The France Telecom (FT) Group comprises five major subsidiaries : TP Group, based in Poland; Orange, which has a presence in 17 countries; Equant, which provides services for the top 3,000 multinational companies in 200 countries across the world; Wanadoo, the Internet connection provider; and FTSA, the parent company of France Telecom.
"It's not easy to change a prevailing corporate training culture and implement e-learning overnight," says Scaviner. "Face-to-face training is the traditionally accepted method of learning which everyone understands -- even if it doesn't suit their individual learning style.
"The secret of introducing e-learning and gaining rank-and-file acceptance of it as a learning delivery method is not only to have high profile endorsement from senior management but also to convince line managers of the benefits and advantages of e-learning. Moreover, you also have to prove to employees that e-learning is not 'second class learning' simply because it rubs against traditional classroom learning.
"E-learning offers many benefits and advantages over more traditional methods of training delivery," Scaviner explains. "It is true that developing and using e-learning can result in major cost savings -- especially where training large numbers of employees is concerned. However, while this is a significant reason for France Telecom, it is not the main reason that we are increasing our use of e-learning.

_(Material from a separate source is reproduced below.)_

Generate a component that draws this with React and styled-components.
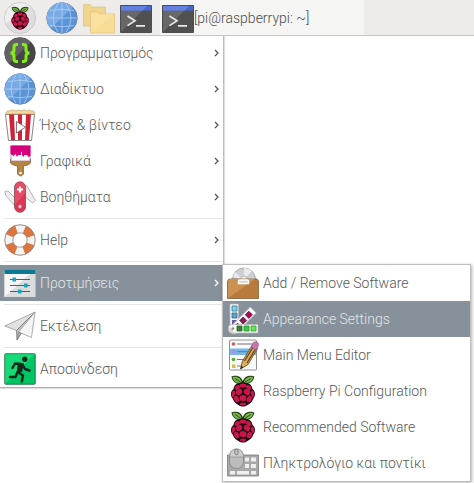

"As a company, our business is in providing the infrastructure to encourage and enhance 'e-transformation' -- so, in embracing e-learning, we are helping to set an example to our clients and suppliers.
"But, for us, the most important benefit of e-learning is that it is a more efficient way of presenting learning than via the classroom," he continued. "Our studies have shown that learners learn faster when they use e-learning, compared with conventional classroom-based teaching methods. Typically, we have seen that what takes some six hours to teach in a classroom can be learnt in four hours in the virtual classroom and three hours if done via distance learning. This makes e-learning a highly efficient as well as cost-effective way to learn."
Mindful of the dangers of putting all its eggs in one basket, while FTSA is increasing the emphasis it places on e-learning within the companies in its group, Scaviner is also keen to stress that its human resource development strategy is dependent on a 'blended approach' -- that is, a mixture of classroom-delivered training with virtual classroom and distance learning inter alia.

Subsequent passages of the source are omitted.